Same with the captions. I remember this one pic— from @jessicaciocci2, I think— of white-painted toes popping out from beneath a blanket. Below it read: “my breasts will swell and my nipples will enlarge to feed another human being LOL.” Many of her pics are followed by an impressive fury of word-schrapnel: “Pro sex and not into memorializing suicide… sex means LIFE … Fuck fake art… I hate bad music…”… “ Hey, I’m not a terrorist or am I… I just hope Americans & Europeans don’t start and keep being racist towards the anti-Christian (muslim/’black’) bc of this, which I’m sure they will bc I have little faith, bc most ppl r really stupid, especially in the south… Also interested in art and freedom and love above all else… Looking like an idiot. As usual… I wish I wasn’t so ugly and unlovable… just kidding I love myself… (but I look like deep dogshit in this photo)… and so on.”
I remember seeing, somewhere deep in Jessica’s feed, a quotation from Mark Twain: “When in doubt, tell the Truth.” Jessica is definitely undergoing a period of doubt (as we all do) and has decided to take Twain’s advice all the way to the end.

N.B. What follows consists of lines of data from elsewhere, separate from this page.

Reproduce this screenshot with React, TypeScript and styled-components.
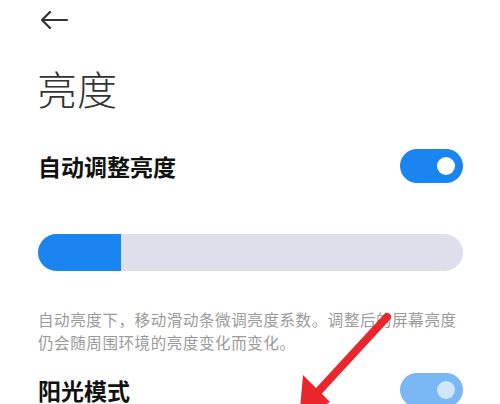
import React, { useState } from "react"
import styled, { createGlobalStyle } from "styled-components"

const GlobalStyle = createGlobalStyle`
	html, body {
		margin: 0;
		padding: 0;
		background: #fff;
	}
	body {
		font-family: "Noto Sans CJK SC", "Noto Sans", sans-serif;
		overflow: hidden;
	}
`

const App: React.FC = () => {
	const [auto, setAuto] = useState(true)
	const [level] = useState(0.195)

	return (
		<Page>
			<GlobalStyle />
			<BackBar>
				<svg width="30" height="18" viewBox="0 0 30 18">
					<path
						d="M28 9H3M11 1L3 9l8 8"
						fill="none"
						stroke="#333"
						strokeWidth="2.2"
						strokeLinecap="round"
						strokeLinejoin="round"
					/>
				</svg>
			</BackBar>
			<Title>亮度</Title>

			<Row>
				<Label>自动调整亮度</Label>
				<Toggle $on={auto} onClick={() => setAuto(!auto)}>
					<Knob $on={auto} />
				</Toggle>
			</Row>

			<Slider>
				<SliderFill style={{ width: `${level * 100}%` }} />
			</Slider>

			<Hint>
				自动亮度下，移动滑动条微调亮度系数。调整后的屏幕亮度仍会随周围环境的亮度变化而变化。
			</Hint>

			<Row className="sun">
				<Label>阳光模式</Label>
				<Toggle $on $disabled>
					<Knob $on $disabled />
				</Toggle>
			</Row>

			<Annotation width="500" height="404" viewBox="0 0 500 404">
				<path d="M387 317L316 394" stroke="#e8262b" strokeWidth="8" strokeLinecap="round" />
				<polygon points="303,375 299,420 330,402" fill="#e8262b" />
			</Annotation>
		</Page>
	)
}

const Page = styled.div`
	position: relative;
	width: 500px;
	height: 404px;
	box-sizing: border-box;
	padding: 0 37px 0 38px;
	overflow: hidden;
`

const BackBar = styled.div`
	display: flex;
	align-items: center;
	height: 24px;
	margin-top: 8px;
	margin-left: 1px;
`

const Title = styled.h1`
	margin: 32px 0 0 -1px;
	font-size: 40px;
	line-height: 48px;
	font-weight: 300;
	color: #333;
`

const Row = styled.div`
	display: flex;
	align-items: center;
	justify-content: space-between;
	height: 34px;
	margin-top: 37px;
	&.sun {
		margin-top: 19px;
	}
`

const Label = styled.span`
	font-size: 23px;
	line-height: 26px;
	font-weight: 700;
	color: #111;
`

const Toggle = styled.div<{ $on?: boolean; $disabled?: boolean }>`
	display: flex;
	align-items: center;
	justify-content: ${(p) => (p.$on ? "flex-end" : "flex-start")};
	box-sizing: border-box;
	width: 63px;
	height: 34px;
	padding: 0 8px;
	border-radius: 17px;
	background: ${(p) => (p.$disabled ? "#7ab7f5" : p.$on ? "#1a84f0" : "#d5d8df")};
	cursor: pointer;
`

const Knob = styled.div<{ $on?: boolean; $disabled?: boolean }>`
	width: 18px;
	height: 18px;
	border-radius: 50%;
	background: ${(p) => (p.$disabled ? "#d3e5f8" : "#fff")};
`

const Slider = styled.div`
	height: 37px;
	margin-top: 51px;
	border-radius: 19px;
	background: #dde0ea;
	overflow: hidden;
`

const SliderFill = styled.div`
	height: 100%;
	background: #1a84f0;
`

const Hint = styled.p`
	margin: 37px 0 0;
	font-size: 15.5px;
	line-height: 23px;
	letter-spacing: 0.6px;
	color: #9a9a9a;
`

const Annotation = styled.svg`
	position: absolute;
	left: 0;
	top: 0;
	pointer-events: none;
`

export default App
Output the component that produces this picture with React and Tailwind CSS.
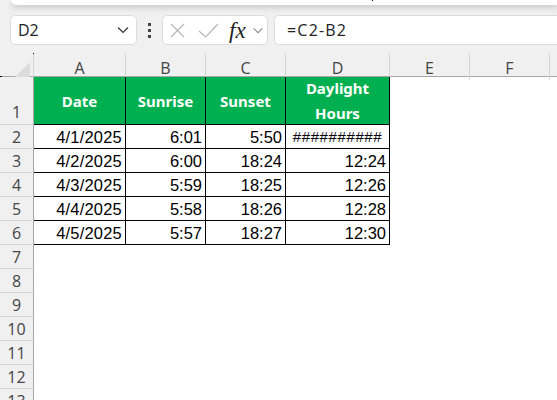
const rows = [
  ["4/1/2025", "6:01", "5:50", "##########"],
  ["4/2/2025", "6:00", "18:24", "12:24"],
  ["4/3/2025", "5:59", "18:25", "12:26"],
  ["4/4/2025", "5:58", "18:26", "12:28"],
  ["4/5/2025", "5:57", "18:27", "12:30"],
];
const ui = { fontFamily: '"Open Sans", "Noto Sans", sans-serif' };
const cellFont = { fontFamily: '"Liberation Sans", Arial, sans-serif' };
const grid = "grid grid-cols-[34px_92px_80px_80px_104px_80px_80px_1fr]";

function Chevron({ className, color = "#404040" }) {
  return (
    <svg className={className} viewBox="0 0 12 8" fill="none" stroke={color} strokeWidth="1.2">
      <path d="M1 1.5 L6 6.5 L11 1.5" />
    </svg>
  );
}

function RowHead({ n, h = "h-6", align = "items-center" }) {
  return (
    <div className={`${h} bg-[#f0f0f0] border-r border-r-[#a6a6a6] border-b border-b-[#d4d4d4] flex justify-center ${align} text-[16px] text-[#444444]`} style={ui}>
      {n}
    </div>
  );
}

function ColHead({ c }) {
  return (
    <div className="h-full border-r border-r-[#d4d4d4] flex items-center justify-center text-[16px] text-[#444444] pt-[3px]" style={ui}>
      {c}
    </div>
  );
}

function GreenCell({ children, extra = "leading-[24px]" }) {
  return (
    <div className={`h-12 bg-[#00b050] border-r border-b border-black flex items-center justify-center text-center text-white font-bold text-[15px] ${extra}`} style={{ fontFamily: '"Noto Sans", sans-serif' }}>
      {children}
    </div>
  );
}

function Cell({ children, extra = "text-[16.5px]" }) {
  return (
    <div className={`h-6 bg-white border-r border-b border-black flex items-center justify-end pr-[3px] pt-[1px] text-black ${extra}`} style={cellFont}>
      {children}
    </div>
  );
}

export default function App() {
  return (
    <div className="relative w-[557px] h-[400px] overflow-hidden bg-[#f0f0f0] flex flex-col">
      <div className="h-[5px] ml-[11px] bg-white rounded-bl-lg shadow-[0_2px_6px_rgba(0,0,0,0.22)] shrink-0" />
      <span className="absolute left-[372px] top-0 w-px h-px bg-black" />
      <span className="absolute left-[33px] top-[53px] w-px h-px bg-black" />
      <span className="absolute left-0 top-[76px] w-[2px] h-px bg-black" />
      <div className="flex items-center h-[30px] mt-[10px] shrink-0">
        <div className="ml-[10px] w-[127px] h-full bg-white border border-[#dcdcdc] rounded-[5px] flex items-center justify-between pl-[7px] pr-[7px] text-[16px] text-[#222222]" style={ui}>
          <span>D2</span>
          <Chevron className="w-[12px] h-[8px]" color="#333333" />
        </div>
        <div className="w-[25px] flex flex-col items-center gap-[3px]">
          <span className="w-[3px] h-[3px] bg-[#444444]" />
          <span className="w-[3px] h-[3px] bg-[#444444]" />
          <span className="w-[3px] h-[3px] bg-[#444444]" />
        </div>
        <div className="w-[106px] h-full bg-white border border-[#dcdcdc] rounded-[5px] flex items-center pl-[7px]">
          <svg className="w-[15px] h-[15px]" viewBox="0 0 15 15" fill="none" stroke="#b5b5b5" strokeWidth="1.2">
            <path d="M1 1 L14 14 M14 1 L1 14" />
          </svg>
          <svg className="ml-[13px] w-[21px] h-[15px]" viewBox="0 0 21 15" fill="none" stroke="#b5b5b5" strokeWidth="1.2">
            <path d="M1 8 L7.5 14 L20 1" />
          </svg>
          <span className="ml-[10px] text-[23px] leading-none italic text-[#222222]" style={{ fontFamily: '"Liberation Serif", serif' }}>fx</span>
          <Chevron className="ml-[6px] w-[12px] h-[7px]" color="#8a8a8a" />
        </div>
        <div className="ml-[6px] flex-1 h-full bg-white border border-r-0 border-[#dcdcdc] rounded-l-[5px] flex items-center pl-[12px] text-[16px] tracking-[1.2px] text-[#222222]" style={ui}>
          =C2-B2
        </div>
      </div>
      <div className="mt-[8px] flex-1 min-h-0 overflow-hidden">
        <div className={`${grid} h-6 border-b border-b-[#a6a6a6] box-border`}>
          <div className="border-r border-r-[#d4d4d4] flex items-end justify-end pr-[3px] pb-[3px]">
            <svg className="w-[15px] h-[15px]" viewBox="0 0 15 15"><path d="M15 0 V15 H0 Z" fill="#dcdcdc" /></svg>
          </div>
          {["A", "B", "C", "D", "E", "F"].map((c) => <ColHead key={c} c={c} />)}
          <div />
        </div>
        <div className={`${grid} bg-white`}>
          <RowHead n={1} h="h-12" align="items-end" />
          <GreenCell>Date</GreenCell>
          <GreenCell>Sunrise</GreenCell>
          <GreenCell>Sunset</GreenCell>
          <GreenCell extra="leading-[25px]">Daylight<br />Hours</GreenCell>
          <div className="col-span-3" />
          {rows.map((r, i) => (
            <div key={i} className="contents">
              <RowHead n={i + 2} />
              <Cell extra="text-[16.5px] tracking-[0.2px]">{r[0]}</Cell>
              <Cell>{r[1]}</Cell>
              <Cell>{r[2]}</Cell>
              <Cell extra={i === 0 ? "!justify-center !pr-0 text-[15px] tracking-[0.6px]" : "text-[16.5px]"}>{r[3]}</Cell>
              <div className="col-span-3" />
            </div>
          ))}
          {[7, 8, 9, 10, 11, 12, 13].map((n) => (
            <div key={n} className="contents">
              <RowHead n={n} />
              <div className="col-span-7" />
            </div>
          ))}
        </div>
      </div>
    </div>
  );
}
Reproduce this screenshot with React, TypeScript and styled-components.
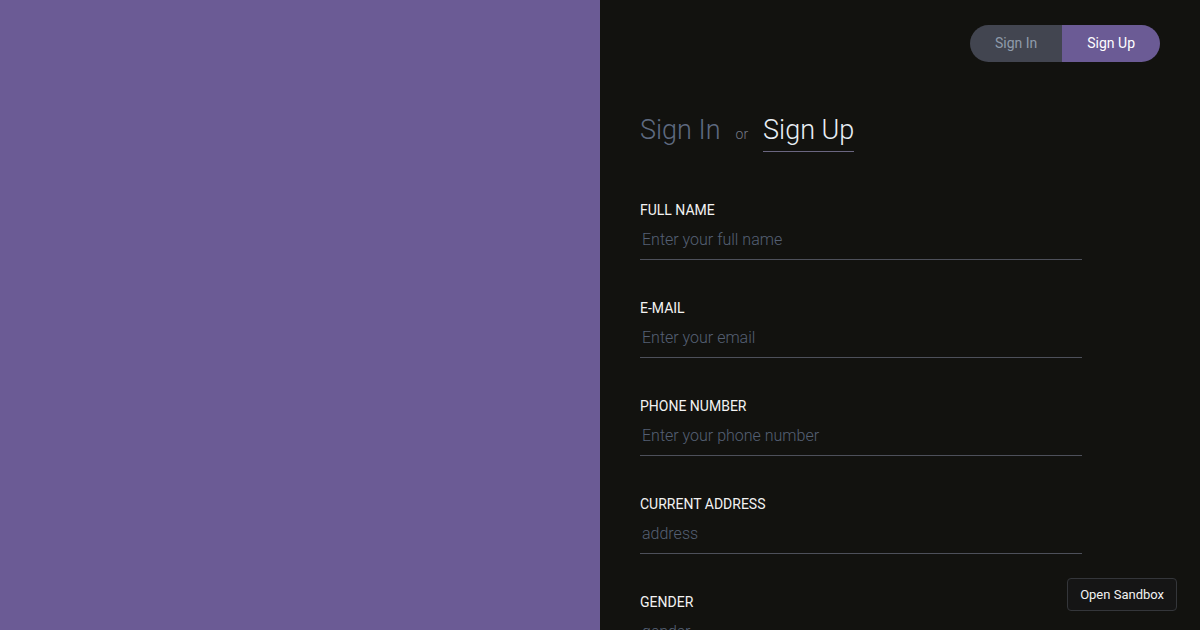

Lucky for me. I’m desperately on the hunt for more accounts like hers— accounts that drive a wedge between visibility and likeability; that are courageous enough to let grey paint on grey until something interesting happens; that allow themselves the actual shitty and unpleasant parts of life rather than the cute, stylized shittiness that almost everyone else is willing to display (and you know what I’m talking about). If something like Instagram is ever going to help make sense of everyday life— and theoretically it could; it’s right there; it’s “instant”— we can’t let likeability become the supreme good, the sole criterion determining what is seen and heard and how— determining the “distribution of the sensible.” The fact that it has become the dominant criterion on so many networks helps explain the basic conservatism and safe-ness of the culture emerging from them. We owe a great deal of gratitude to people like Jessica that will say it and mean it: “FUCK YOU!”